The study utilized gene enrichment analysis and Kaplan–Meier (KM) plots to explore gene expression in pancreatic cancer, revealing that prognosis was not significantly affected by gender (Supplementary Figure SF5). Key findings indicate TNF as a potential treatment strategy and Ras as a predictive indicator. Differential expression analysis shows KDM6A, RASGRP, TNF, and ZRSR2 genes which were downregulated, while EDN1, KDM1A, KDM5D, NLGN4Y, SQLE, TMSB4Y, USP9Y, and UTY were upregulated (Supplementary Figure SF3). Notably, NLGN4Y, TMSB4Y, UTY, USP9Y, and KDM5D were highly expressed in stages II and III, while EDN1, KDM1A, KDM6A, and SQLE peaked in stage IV (Figure 6). KDM1A and KDM3A were linked to poor prognosis, with their knockdown impairing tumor growth. The histone methyltransferase G9a and transcription factor RFXAP also emerged as significant in pancreatic carcinogenesis, suggesting potential therapeutic targets [53].

We analyzed survival probabilities over time to identify genes linked to cancer recurrence or mortality. Figure 5 presenting results in a survival plot for gene have high and low expression.
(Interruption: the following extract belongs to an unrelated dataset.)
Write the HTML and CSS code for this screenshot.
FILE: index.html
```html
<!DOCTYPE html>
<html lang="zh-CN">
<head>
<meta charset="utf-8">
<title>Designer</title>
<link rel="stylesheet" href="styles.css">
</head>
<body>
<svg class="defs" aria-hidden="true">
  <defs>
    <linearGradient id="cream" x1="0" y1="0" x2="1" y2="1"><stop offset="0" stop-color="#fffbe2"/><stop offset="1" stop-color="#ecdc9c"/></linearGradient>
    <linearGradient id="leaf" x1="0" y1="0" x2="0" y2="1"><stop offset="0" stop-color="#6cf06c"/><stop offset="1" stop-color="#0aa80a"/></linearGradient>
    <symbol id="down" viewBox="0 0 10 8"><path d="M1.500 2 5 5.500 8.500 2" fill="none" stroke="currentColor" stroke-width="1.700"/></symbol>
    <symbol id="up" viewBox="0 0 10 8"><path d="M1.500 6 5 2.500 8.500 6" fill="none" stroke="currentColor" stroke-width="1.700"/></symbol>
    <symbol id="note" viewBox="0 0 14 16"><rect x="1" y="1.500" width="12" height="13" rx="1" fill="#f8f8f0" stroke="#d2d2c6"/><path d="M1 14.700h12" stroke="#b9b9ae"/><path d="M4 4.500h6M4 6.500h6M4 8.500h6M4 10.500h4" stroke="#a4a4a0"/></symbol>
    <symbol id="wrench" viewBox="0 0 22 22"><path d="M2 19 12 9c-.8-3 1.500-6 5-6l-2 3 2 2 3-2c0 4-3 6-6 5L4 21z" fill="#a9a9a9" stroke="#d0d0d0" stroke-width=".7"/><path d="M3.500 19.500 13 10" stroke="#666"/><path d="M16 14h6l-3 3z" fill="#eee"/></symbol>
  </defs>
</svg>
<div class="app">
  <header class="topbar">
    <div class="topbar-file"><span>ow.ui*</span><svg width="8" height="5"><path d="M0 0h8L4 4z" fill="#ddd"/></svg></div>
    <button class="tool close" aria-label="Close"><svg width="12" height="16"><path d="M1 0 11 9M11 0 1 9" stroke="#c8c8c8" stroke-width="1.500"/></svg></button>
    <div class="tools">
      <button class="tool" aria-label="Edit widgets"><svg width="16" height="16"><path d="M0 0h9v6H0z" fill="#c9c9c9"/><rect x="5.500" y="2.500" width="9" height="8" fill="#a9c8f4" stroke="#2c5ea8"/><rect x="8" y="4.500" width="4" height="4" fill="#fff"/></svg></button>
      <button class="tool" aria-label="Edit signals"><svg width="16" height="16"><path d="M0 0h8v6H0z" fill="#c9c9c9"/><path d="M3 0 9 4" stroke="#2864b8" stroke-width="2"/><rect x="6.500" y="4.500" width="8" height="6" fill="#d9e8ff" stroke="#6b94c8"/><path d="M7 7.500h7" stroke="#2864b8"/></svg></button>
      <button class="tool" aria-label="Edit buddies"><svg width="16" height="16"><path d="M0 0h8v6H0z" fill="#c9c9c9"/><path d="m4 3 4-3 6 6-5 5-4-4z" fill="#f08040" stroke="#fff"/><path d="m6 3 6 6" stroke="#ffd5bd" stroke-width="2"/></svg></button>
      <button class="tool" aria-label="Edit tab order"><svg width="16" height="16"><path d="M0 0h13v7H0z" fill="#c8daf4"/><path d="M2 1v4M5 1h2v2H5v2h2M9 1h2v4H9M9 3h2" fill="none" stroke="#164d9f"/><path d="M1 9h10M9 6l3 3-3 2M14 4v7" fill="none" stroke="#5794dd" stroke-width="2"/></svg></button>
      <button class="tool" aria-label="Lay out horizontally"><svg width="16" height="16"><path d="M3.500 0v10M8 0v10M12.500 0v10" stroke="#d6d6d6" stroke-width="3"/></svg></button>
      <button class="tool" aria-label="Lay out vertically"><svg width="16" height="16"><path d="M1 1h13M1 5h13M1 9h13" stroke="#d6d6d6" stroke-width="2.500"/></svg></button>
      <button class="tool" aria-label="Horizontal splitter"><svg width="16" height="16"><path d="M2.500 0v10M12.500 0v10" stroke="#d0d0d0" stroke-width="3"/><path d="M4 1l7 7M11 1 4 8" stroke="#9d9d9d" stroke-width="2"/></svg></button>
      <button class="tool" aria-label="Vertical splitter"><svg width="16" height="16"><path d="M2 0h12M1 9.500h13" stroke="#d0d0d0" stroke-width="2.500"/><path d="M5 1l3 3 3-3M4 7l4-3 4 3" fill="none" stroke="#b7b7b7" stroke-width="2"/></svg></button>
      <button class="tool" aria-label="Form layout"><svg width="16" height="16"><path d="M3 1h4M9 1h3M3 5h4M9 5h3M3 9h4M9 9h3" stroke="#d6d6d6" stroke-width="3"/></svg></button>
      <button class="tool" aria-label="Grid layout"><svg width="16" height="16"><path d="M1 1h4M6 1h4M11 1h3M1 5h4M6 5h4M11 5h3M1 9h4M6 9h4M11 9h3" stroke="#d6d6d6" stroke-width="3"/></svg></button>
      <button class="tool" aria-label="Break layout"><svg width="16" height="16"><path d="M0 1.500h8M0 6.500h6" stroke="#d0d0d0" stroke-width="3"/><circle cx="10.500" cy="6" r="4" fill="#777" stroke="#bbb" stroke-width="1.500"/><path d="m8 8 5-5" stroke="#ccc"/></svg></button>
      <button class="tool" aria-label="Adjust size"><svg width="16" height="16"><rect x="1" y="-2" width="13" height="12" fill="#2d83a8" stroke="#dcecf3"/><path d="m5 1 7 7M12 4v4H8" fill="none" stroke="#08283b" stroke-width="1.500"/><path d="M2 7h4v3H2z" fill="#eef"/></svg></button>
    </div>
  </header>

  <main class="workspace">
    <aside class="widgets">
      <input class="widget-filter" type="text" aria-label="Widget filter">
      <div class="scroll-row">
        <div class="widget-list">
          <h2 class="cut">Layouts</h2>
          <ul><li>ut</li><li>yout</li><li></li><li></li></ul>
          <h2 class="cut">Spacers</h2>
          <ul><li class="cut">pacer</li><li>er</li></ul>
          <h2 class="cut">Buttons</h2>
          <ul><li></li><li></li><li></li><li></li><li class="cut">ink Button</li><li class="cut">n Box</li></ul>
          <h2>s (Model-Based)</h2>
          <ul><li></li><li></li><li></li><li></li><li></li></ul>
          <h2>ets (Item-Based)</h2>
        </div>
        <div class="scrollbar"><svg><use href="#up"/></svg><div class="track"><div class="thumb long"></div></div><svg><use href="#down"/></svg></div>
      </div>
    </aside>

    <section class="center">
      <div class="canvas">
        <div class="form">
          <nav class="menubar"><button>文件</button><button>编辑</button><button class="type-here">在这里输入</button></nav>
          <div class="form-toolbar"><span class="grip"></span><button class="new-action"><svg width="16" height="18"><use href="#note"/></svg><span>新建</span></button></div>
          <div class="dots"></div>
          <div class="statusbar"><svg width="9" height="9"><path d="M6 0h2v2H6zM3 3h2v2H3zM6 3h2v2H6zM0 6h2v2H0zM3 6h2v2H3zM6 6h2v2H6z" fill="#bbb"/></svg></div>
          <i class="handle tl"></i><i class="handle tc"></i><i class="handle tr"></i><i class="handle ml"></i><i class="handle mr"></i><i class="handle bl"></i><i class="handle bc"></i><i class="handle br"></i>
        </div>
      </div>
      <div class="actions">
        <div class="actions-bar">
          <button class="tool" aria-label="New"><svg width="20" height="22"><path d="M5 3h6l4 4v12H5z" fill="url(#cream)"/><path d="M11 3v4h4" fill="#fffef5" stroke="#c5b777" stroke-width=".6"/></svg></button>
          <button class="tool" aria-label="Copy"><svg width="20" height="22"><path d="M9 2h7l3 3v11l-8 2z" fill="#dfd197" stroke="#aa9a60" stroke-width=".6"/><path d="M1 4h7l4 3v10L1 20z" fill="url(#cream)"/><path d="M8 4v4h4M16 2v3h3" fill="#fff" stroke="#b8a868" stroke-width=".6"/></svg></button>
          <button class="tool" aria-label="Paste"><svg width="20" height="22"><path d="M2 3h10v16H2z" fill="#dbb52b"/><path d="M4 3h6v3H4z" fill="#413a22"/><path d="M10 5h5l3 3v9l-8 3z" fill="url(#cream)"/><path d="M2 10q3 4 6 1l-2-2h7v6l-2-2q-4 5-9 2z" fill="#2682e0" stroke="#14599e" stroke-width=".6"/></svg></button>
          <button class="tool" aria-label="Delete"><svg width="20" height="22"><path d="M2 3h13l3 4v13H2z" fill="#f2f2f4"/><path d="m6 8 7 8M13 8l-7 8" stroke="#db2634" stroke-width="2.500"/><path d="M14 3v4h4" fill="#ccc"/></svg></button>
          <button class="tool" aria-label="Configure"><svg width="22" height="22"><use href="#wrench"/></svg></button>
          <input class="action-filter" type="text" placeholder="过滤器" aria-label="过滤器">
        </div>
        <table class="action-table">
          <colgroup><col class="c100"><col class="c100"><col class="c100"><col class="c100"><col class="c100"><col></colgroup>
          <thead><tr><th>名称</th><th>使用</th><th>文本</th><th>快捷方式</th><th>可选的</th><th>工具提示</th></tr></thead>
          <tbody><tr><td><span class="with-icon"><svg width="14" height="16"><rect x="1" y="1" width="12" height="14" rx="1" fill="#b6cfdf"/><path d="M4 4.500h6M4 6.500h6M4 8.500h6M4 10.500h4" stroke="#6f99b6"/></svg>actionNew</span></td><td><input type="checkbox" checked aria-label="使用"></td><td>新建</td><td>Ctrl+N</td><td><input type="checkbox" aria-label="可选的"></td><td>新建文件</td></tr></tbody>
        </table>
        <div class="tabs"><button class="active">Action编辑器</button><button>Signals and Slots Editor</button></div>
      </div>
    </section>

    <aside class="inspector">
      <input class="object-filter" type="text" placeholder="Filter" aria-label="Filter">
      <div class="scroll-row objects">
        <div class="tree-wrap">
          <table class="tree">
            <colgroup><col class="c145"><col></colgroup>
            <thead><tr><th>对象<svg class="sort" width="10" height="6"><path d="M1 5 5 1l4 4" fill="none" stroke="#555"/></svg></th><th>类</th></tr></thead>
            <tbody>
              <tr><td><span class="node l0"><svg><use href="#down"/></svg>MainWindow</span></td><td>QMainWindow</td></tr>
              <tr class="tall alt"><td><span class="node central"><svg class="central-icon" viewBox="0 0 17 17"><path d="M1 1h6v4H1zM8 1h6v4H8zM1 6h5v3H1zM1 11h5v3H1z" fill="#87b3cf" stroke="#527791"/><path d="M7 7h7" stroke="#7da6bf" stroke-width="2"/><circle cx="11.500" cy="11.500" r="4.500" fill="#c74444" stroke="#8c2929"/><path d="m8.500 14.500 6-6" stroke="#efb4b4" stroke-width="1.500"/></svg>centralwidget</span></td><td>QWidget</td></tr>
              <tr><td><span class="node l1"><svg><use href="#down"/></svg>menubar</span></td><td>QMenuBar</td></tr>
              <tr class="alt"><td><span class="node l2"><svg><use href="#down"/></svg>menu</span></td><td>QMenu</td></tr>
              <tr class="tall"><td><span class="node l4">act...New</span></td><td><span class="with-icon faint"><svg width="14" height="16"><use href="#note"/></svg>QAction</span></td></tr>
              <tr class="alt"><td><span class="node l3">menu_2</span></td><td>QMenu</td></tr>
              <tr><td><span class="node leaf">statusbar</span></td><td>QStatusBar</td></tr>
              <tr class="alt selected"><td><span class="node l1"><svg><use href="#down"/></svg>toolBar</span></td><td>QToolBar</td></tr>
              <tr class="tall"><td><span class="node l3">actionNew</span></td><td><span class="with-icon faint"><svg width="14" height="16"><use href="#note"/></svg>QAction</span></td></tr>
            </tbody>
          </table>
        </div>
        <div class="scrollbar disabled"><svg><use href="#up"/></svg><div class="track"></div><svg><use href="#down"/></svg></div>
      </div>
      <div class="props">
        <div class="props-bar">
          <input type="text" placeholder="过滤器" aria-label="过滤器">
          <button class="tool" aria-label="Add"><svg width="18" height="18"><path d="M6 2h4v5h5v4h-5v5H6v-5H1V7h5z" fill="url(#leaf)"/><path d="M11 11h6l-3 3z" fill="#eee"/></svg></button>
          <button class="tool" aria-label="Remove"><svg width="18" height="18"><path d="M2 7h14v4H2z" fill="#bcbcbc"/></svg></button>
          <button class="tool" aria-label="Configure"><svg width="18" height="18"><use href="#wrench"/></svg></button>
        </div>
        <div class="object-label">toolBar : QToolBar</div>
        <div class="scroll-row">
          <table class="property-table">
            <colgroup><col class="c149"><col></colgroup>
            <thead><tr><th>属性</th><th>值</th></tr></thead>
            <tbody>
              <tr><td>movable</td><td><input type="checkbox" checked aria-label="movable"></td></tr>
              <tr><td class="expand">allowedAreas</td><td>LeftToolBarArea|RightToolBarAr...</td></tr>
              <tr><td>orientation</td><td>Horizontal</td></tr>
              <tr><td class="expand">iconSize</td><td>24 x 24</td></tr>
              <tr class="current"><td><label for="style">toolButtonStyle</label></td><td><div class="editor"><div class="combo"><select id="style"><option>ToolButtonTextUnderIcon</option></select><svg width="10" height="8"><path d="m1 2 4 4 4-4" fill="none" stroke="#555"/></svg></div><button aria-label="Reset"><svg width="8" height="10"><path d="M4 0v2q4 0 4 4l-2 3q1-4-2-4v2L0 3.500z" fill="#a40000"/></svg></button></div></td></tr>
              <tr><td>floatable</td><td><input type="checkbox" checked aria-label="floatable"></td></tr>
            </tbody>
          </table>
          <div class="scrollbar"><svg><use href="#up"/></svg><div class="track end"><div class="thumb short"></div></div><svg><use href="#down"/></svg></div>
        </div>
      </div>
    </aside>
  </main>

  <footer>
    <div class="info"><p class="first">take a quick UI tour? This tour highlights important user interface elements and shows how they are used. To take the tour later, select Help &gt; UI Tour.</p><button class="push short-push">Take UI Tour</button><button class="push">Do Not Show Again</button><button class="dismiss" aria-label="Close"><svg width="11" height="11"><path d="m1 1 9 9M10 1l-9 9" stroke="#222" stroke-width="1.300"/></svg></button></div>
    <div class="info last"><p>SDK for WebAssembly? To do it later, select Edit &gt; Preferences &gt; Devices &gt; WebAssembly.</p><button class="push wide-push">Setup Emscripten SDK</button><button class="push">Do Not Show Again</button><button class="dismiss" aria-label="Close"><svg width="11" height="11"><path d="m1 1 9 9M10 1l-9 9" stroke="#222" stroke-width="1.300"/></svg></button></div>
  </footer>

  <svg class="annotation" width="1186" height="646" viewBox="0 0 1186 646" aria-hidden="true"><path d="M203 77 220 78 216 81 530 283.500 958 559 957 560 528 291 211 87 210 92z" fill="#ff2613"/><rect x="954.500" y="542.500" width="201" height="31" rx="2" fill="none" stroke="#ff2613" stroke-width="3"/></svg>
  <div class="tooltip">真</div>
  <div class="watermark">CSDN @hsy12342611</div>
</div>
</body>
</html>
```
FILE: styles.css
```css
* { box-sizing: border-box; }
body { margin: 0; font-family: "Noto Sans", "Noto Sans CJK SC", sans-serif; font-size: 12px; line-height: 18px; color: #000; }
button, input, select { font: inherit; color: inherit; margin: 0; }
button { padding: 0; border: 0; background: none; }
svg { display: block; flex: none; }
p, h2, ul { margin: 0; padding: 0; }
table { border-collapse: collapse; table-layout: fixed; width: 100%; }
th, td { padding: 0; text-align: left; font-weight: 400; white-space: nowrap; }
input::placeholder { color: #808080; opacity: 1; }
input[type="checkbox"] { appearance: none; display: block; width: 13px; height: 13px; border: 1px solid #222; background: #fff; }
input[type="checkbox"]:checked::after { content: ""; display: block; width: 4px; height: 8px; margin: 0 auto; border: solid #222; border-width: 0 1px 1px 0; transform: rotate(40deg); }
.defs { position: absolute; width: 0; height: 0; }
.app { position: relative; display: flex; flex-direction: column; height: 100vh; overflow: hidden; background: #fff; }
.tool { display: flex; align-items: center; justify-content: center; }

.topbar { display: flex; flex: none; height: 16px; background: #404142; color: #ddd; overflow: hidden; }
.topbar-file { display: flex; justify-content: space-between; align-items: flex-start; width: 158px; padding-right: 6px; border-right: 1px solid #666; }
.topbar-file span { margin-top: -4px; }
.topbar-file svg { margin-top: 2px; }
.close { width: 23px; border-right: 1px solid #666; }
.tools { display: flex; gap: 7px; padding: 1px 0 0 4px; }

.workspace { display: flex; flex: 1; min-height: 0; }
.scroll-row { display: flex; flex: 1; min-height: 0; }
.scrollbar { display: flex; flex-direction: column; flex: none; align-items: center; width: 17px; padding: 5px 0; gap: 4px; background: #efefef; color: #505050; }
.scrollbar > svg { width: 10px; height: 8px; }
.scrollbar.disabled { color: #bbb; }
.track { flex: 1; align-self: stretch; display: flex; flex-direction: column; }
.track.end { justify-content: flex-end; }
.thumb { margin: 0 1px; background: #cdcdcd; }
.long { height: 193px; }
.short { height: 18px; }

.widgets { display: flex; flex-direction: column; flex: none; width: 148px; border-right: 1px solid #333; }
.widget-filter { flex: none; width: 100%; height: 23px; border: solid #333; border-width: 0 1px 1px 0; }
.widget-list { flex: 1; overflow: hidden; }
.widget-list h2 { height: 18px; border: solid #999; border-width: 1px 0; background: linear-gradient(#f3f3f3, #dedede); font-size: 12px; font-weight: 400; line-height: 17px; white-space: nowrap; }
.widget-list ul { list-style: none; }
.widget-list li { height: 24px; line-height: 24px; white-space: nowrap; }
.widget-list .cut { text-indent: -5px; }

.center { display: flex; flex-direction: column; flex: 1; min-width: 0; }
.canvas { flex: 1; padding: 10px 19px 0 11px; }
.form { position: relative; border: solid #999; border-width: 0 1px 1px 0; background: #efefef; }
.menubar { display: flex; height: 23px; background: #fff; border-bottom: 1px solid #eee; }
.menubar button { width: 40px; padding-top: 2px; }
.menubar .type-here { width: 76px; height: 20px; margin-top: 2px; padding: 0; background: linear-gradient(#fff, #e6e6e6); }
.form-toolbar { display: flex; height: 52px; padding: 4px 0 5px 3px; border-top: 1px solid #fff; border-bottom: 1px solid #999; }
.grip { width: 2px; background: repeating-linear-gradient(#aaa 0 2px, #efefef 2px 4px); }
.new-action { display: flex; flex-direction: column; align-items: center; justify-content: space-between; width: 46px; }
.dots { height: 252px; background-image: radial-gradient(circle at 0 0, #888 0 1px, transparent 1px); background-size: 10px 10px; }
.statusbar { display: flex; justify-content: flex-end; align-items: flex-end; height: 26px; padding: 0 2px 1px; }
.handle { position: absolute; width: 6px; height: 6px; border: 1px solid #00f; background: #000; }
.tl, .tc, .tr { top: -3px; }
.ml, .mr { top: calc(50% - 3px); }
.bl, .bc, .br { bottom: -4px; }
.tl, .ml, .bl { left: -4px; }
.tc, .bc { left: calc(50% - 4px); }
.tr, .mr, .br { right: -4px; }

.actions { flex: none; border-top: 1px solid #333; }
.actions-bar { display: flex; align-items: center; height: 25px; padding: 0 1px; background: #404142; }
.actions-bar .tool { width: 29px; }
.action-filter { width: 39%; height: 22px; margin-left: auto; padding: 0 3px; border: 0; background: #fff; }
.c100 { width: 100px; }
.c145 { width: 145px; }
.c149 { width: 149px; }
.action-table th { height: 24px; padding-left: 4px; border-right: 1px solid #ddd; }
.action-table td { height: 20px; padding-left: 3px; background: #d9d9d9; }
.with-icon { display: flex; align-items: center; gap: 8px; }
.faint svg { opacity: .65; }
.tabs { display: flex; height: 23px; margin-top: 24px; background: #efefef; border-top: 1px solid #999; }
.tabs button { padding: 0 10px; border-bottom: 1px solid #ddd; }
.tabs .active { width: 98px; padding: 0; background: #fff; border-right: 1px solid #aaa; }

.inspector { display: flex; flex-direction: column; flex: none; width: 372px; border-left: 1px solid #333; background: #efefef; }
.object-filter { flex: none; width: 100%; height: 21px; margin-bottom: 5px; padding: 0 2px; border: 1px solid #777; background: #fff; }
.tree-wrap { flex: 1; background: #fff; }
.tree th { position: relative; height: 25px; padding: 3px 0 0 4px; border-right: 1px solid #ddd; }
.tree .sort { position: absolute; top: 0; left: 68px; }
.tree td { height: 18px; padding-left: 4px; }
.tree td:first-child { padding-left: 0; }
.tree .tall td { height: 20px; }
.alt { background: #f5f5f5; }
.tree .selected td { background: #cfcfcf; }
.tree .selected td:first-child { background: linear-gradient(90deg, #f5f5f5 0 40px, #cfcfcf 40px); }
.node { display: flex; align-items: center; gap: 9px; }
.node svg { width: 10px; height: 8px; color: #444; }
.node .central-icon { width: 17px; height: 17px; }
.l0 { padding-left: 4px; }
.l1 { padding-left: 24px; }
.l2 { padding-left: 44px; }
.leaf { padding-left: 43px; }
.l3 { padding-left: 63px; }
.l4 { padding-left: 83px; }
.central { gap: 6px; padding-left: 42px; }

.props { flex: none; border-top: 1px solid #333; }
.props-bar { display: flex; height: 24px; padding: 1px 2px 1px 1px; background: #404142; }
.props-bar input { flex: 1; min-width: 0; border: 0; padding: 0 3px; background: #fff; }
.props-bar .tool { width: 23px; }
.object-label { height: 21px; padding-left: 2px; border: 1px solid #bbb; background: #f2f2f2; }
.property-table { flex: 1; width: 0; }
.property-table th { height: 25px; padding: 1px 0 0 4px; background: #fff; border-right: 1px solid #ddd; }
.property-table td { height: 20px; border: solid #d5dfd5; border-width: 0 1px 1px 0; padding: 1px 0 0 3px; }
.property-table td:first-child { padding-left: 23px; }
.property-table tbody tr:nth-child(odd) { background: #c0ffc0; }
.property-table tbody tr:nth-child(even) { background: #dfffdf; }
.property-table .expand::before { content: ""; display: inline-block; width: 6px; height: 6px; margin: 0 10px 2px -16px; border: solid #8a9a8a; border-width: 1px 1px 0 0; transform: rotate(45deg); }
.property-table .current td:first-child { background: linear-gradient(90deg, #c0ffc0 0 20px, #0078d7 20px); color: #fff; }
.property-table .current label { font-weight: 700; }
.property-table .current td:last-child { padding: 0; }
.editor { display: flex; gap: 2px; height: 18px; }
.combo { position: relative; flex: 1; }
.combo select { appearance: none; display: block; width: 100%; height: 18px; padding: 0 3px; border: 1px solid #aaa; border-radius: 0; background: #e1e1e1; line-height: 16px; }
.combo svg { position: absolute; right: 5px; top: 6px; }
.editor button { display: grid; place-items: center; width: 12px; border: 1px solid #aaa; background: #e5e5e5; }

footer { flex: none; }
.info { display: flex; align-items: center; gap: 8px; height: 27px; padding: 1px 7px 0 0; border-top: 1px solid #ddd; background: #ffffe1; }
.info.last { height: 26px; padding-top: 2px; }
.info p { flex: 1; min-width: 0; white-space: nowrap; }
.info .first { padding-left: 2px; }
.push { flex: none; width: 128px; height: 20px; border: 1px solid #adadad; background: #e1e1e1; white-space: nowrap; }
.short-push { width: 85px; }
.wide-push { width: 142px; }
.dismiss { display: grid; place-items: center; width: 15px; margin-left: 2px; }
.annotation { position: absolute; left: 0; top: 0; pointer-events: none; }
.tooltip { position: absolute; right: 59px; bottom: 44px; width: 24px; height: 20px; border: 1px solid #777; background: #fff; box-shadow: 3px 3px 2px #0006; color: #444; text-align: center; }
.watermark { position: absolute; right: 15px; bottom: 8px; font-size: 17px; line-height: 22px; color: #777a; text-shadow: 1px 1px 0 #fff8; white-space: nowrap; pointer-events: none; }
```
Survival analysis indicated that genes EDN1, KDM1A, RASGRP, and SQLE had hazard ratios (HR) greater than 1, with SQLE showing a significant logrank p-value of 0.00074, indicating a notable difference in survival rates.

Our study shows that notable biomarkers, including CD5L, LILRB1, and KEL, were linked to disease pathology. Enrichment analysis revealed critical biological pathways, such as TNF signaling and T cell receptor pathways, associated with tumor growth and metastasis. Genes like KDM6A and TMSB4Y were implicated in chromatin remodeling and cell motility, underscoring their roles in cancer progression. Additionally, dysregulation of nitric oxide production and steroid hormone signaling pathways further contributed to PAAD development. Our exploration of cellular components and signaling networks highlighted the importance of the MLL3/4 complex and synaptic alterations in tumor growth. Survival analysis indicated that specific DEGs correlate with patient outcomes, suggesting their potential as biomarkers for diagnosis and treatment. Overall, this research enhances our understanding of the molecular mechanisms driving PAAD and identifies promising targets for future therapeutic interventions, emphasizing the need for further investigation into these pathways to improve patient outcomes. Further research is needed to clarify the mechanisms and therapeutic potential of these genes, alongside addressing current research limitations and knowledge gaps in pancreatic cancer treatment.